Assim como buscava o ar naquele dia, busco as palavras neste meu trigésimo-oitavo aniversário. Como qualquer pessoa, há coisas boas e ruins nessas quase quatro décadas de existência; há decisões acertadas e completamente imbecis; há vitórias e (muitas) derrotas; há amores, há dores. Há. Se eu pudesse resumir em uma sentença minha vida até aqui eu diria que “é uma busca por simplesmente poder existir“.

E sei lá se isso faz sentido. Digo, hoje escrevo essa nota com um turbilhão de coisas na minha cabeça. Além de ontem ter sido, talvez, um dos dias mais complicados da minha vida recente, de meses pra cá as coisas na minha vida pessoal, profissional, imaginária, todas elas, tomaram um rumo inesperado como nem o Aronofsky (Cisne Negro, Mãe, Réquiem Para um Sonho) é capaz de fazer nos seus filmes. E, por mais que eu saiba que há centenas de milhares de histórias muito mais complexas que a minha, não quer dizer que é fácil. E tá tudo bem. Eu acho.

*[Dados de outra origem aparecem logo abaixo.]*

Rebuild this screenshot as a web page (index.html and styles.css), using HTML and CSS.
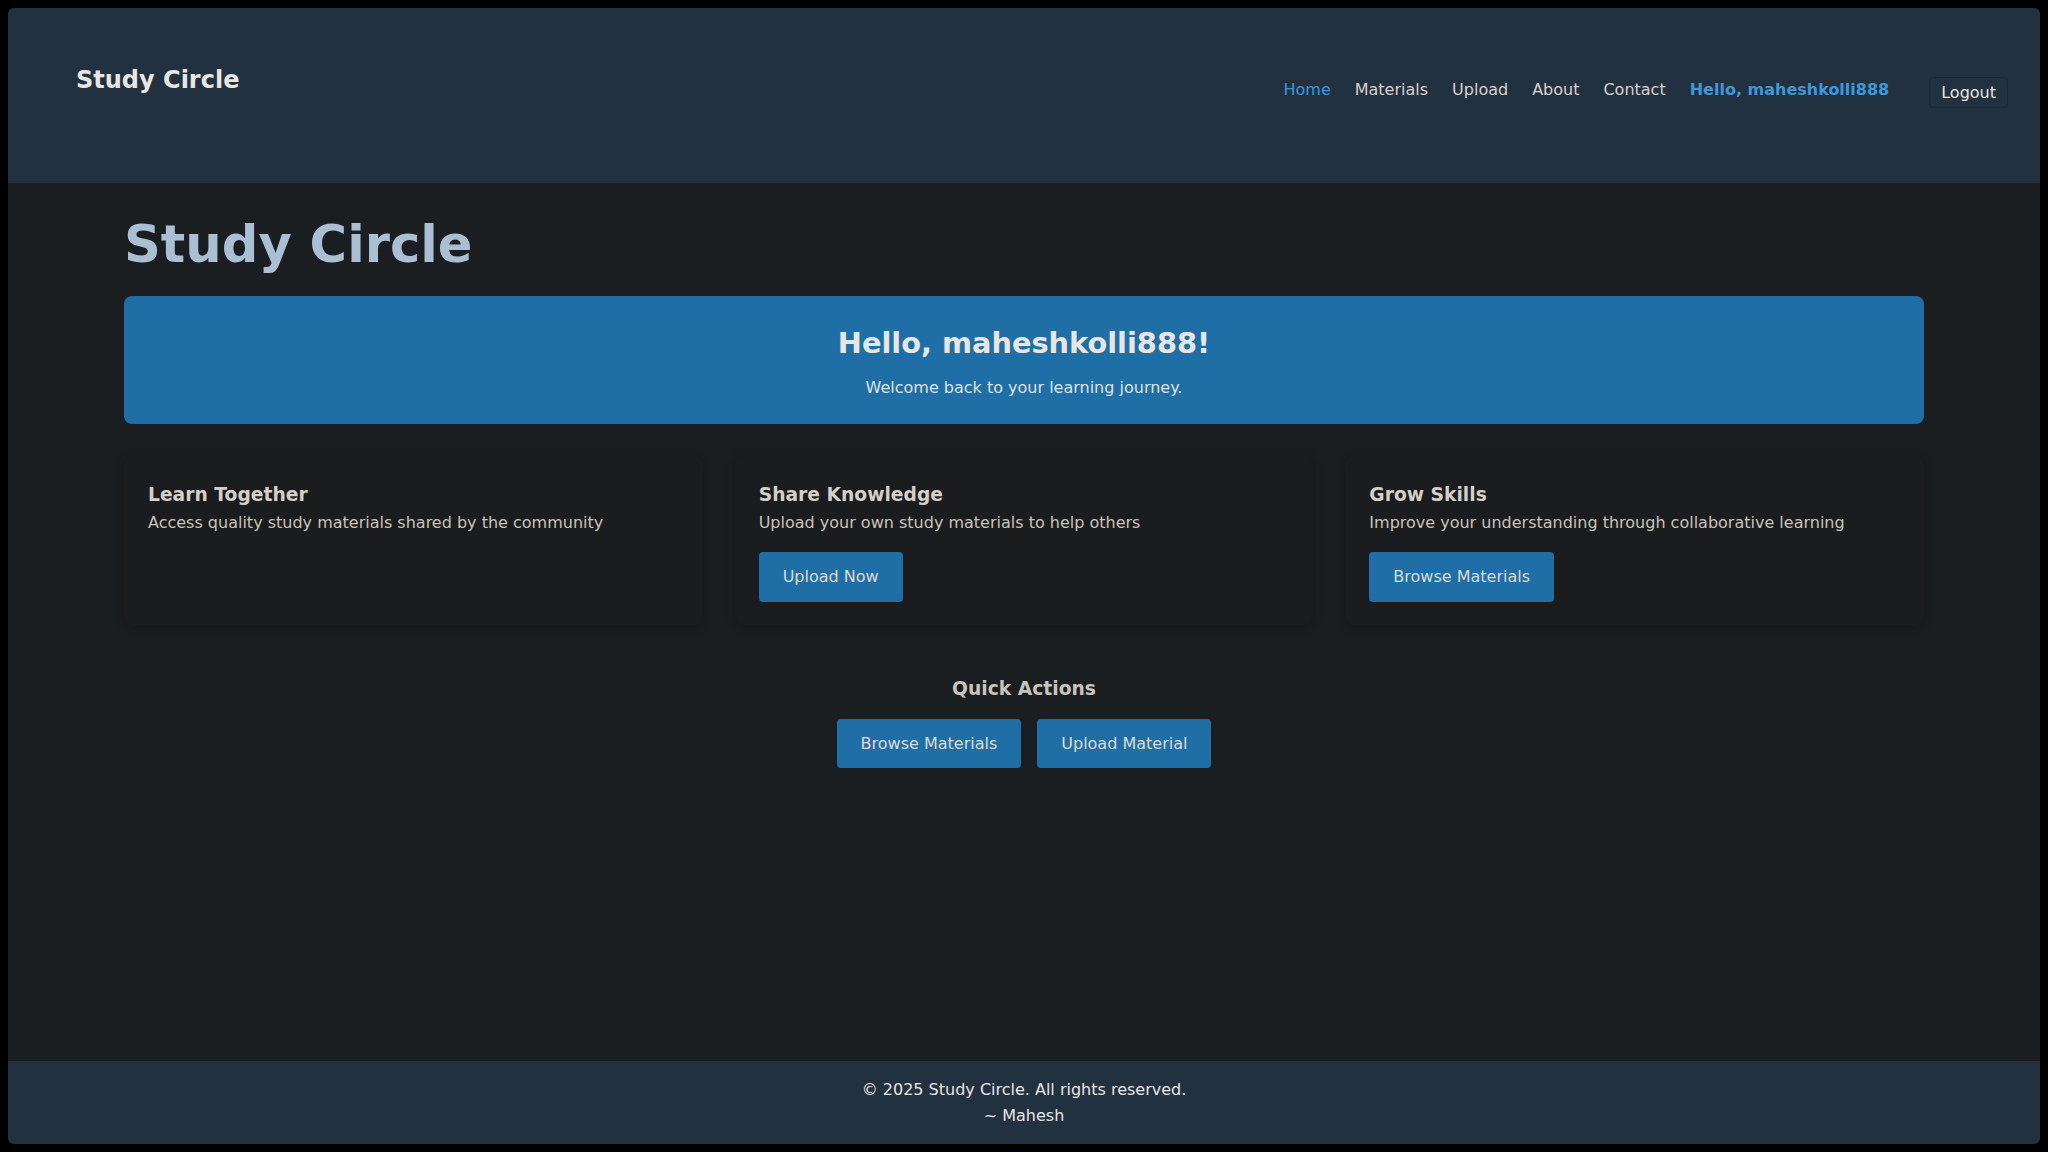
FILE: index.html
```html
<!DOCTYPE html>
<html lang="en">
<head>
<meta charset="utf-8">
<title>Study Circle</title>
<link rel="stylesheet" href="styles.css">
</head>
<body>
<div class="page">
  <header class="site-header">
    <div class="logo">Study Circle</div>
    <nav class="nav">
      <a class="nav-link active" href="#">Home</a>
      <a class="nav-link" href="#">Materials</a>
      <a class="nav-link" href="#">Upload</a>
      <a class="nav-link" href="#">About</a>
      <a class="nav-link" href="#">Contact</a>
      <span class="nav-user">Hello, maheshkolli888</span>
      <button class="logout">Logout</button>
    </nav>
  </header>

  <main class="main">
    <div class="container">
      <h1 class="page-title">Study Circle</h1>

      <section class="hero">
        <h2>Hello, maheshkolli888!</h2>
        <p>Welcome back to your learning journey.</p>
      </section>

      <section class="cards">
        <div class="card">
          <h3>Learn Together</h3>
          <p>Access quality study materials shared by the community</p>
        </div>
        <div class="card">
          <h3>Share Knowledge</h3>
          <p>Upload your own study materials to help others</p>
          <a class="btn" href="#">Upload Now</a>
        </div>
        <div class="card">
          <h3>Grow Skills</h3>
          <p>Improve your understanding through collaborative learning</p>
          <a class="btn" href="#">Browse Materials</a>
        </div>
      </section>

      <section class="quick">
        <h3>Quick Actions</h3>
        <div class="quick-buttons">
          <a class="btn" href="#">Browse Materials</a>
          <a class="btn" href="#">Upload Material</a>
        </div>
      </section>
    </div>
  </main>

  <footer class="site-footer">
    <p>© 2025 Study Circle. All rights reserved.</p>
    <p>~ Mahesh</p>
  </footer>
</div>
</body>
</html>
```

FILE: styles.css
```css
* {
  box-sizing: border-box;
}

html, body {
  margin: 0;
  height: 100%;
}

body {
  background: #000;
  padding: 8px;
  font-family: "DejaVu Sans", Verdana, sans-serif;
  font-size: 16px;
  line-height: 1.6;
  color: #e8e6e3;
}

.page {
  height: 100%;
  display: flex;
  flex-direction: column;
  border-radius: 6px;
  overflow: hidden;
  background: #1b1e20;
}

/* Header */
.site-header {
  height: 175px;
  flex: none;
  background: #223140;
  display: flex;
  justify-content: space-between;
  align-items: flex-start;
  padding: 53px 32px 0 68px;
}

.logo {
  font-size: 24px;
  font-weight: bold;
  color: #e8e6e3;
}

.nav {
  display: flex;
  align-items: flex-start;
  gap: 24px;
  margin-top: 16px;
}

.nav-link {
  color: #d6d2cc;
  text-decoration: none;
}

.nav-link.active {
  color: #3d98da;
}

.nav-user {
  color: #3d98da;
  font-weight: bold;
}

.logout {
  margin-left: 16px;
  margin-top: 0;
  font-family: "DejaVu Sans", Verdana, sans-serif;
  font-size: 16px;
  line-height: normal;
  padding: 5px 11px;
  color: #e8e6e3;
  background: #223140;
  border: 1px solid #1c2732;
  border-radius: 4px;
}

/* Main */
.main {
  flex: 1;
  padding-top: 21px;
}

.container {
  max-width: 1800px;
  margin: 0 auto;
}

.page-title {
  margin: 0 0 10px;
  font-size: 51.2px;
  font-weight: bold;
  color: #aabfd4;
}

.hero {
  background: #1f6fa6;
  border-radius: 8px;
  padding: 24px 24px 23px;
  text-align: center;
}

.hero h2 {
  margin: 0 0 9px;
  font-size: 28.8px;
  color: #e8e6e3;
}

.hero p {
  margin: 0;
  color: #dbe2e8;
}

.cards {
  display: grid;
  grid-template-columns: repeat(3, 1fr);
  gap: 32px;
  margin-top: 32px;
}

.card {
  background: #1a1c1e;
  border-radius: 8px;
  padding: 24px 24px 23px;
  box-shadow: 0 2px 10px rgba(0, 0, 0, 0.18);
}

.card h3 {
  margin: 0;
  font-size: 18.72px;
  color: #d3cfc9;
}

.card p {
  margin: 0 0 17px;
  color: #c8c3bc;
}

.btn {
  display: inline-block;
  background: #1f6fa6;
  color: #dcdad6;
  text-decoration: none;
  padding: 12px 24px;
  border-radius: 4px;
}

.quick {
  margin-top: 49px;
  text-align: center;
}

.quick h3 {
  margin: 0 0 15px;
  font-size: 18.72px;
  color: #c8c3bc;
}

.quick-buttons {
  display: flex;
  justify-content: center;
  gap: 16px;
}

/* Footer */
.site-footer {
  flex: none;
  background: #223140;
  padding: 16px 16px 15px;
  text-align: center;
}

.site-footer p {
  margin: 0;
  line-height: 26px;
  color: #e8e6e3;
}
```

Uma vez eu ouvi que parece que eu sempre estou buscando alguma coisa – e acho que, até hoje, é o que mais faz sentido pra tentar situar meu eu-no-mundo. Já quis ser músico, jogador de vôlei, professor, pesquisador, programador, escritor, poeta, cara-do-TI – mas nunca quis ser o Alê.

O Alê é, ao mesmo tempo, só mais um e alguém que não cabe em si mesmo. É uma idéia (oi Lula) que, de acordo com a minha cabeça, é impossível de atingir. É um homem com lampejos de menino que só quer ser visto e acolhido. É um pai que quer que a vida seja gentil e brilhante pra filha cacheada – sua melhor parte nesse mundo.

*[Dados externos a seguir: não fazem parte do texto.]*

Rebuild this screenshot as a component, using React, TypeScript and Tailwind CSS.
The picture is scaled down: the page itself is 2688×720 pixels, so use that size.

A todos vocês que fazem parte da minha história de alguma maneira (desculpem, não vou citar ninguém) eu gostaria de, ao mesmo tempo, agradecer e me desculpar. Agradecer por vocês escreverem parágrafos e capítulos no meu livro e me desculpar por, eventualmente, não ser o Alê que vocês queiram e precisem.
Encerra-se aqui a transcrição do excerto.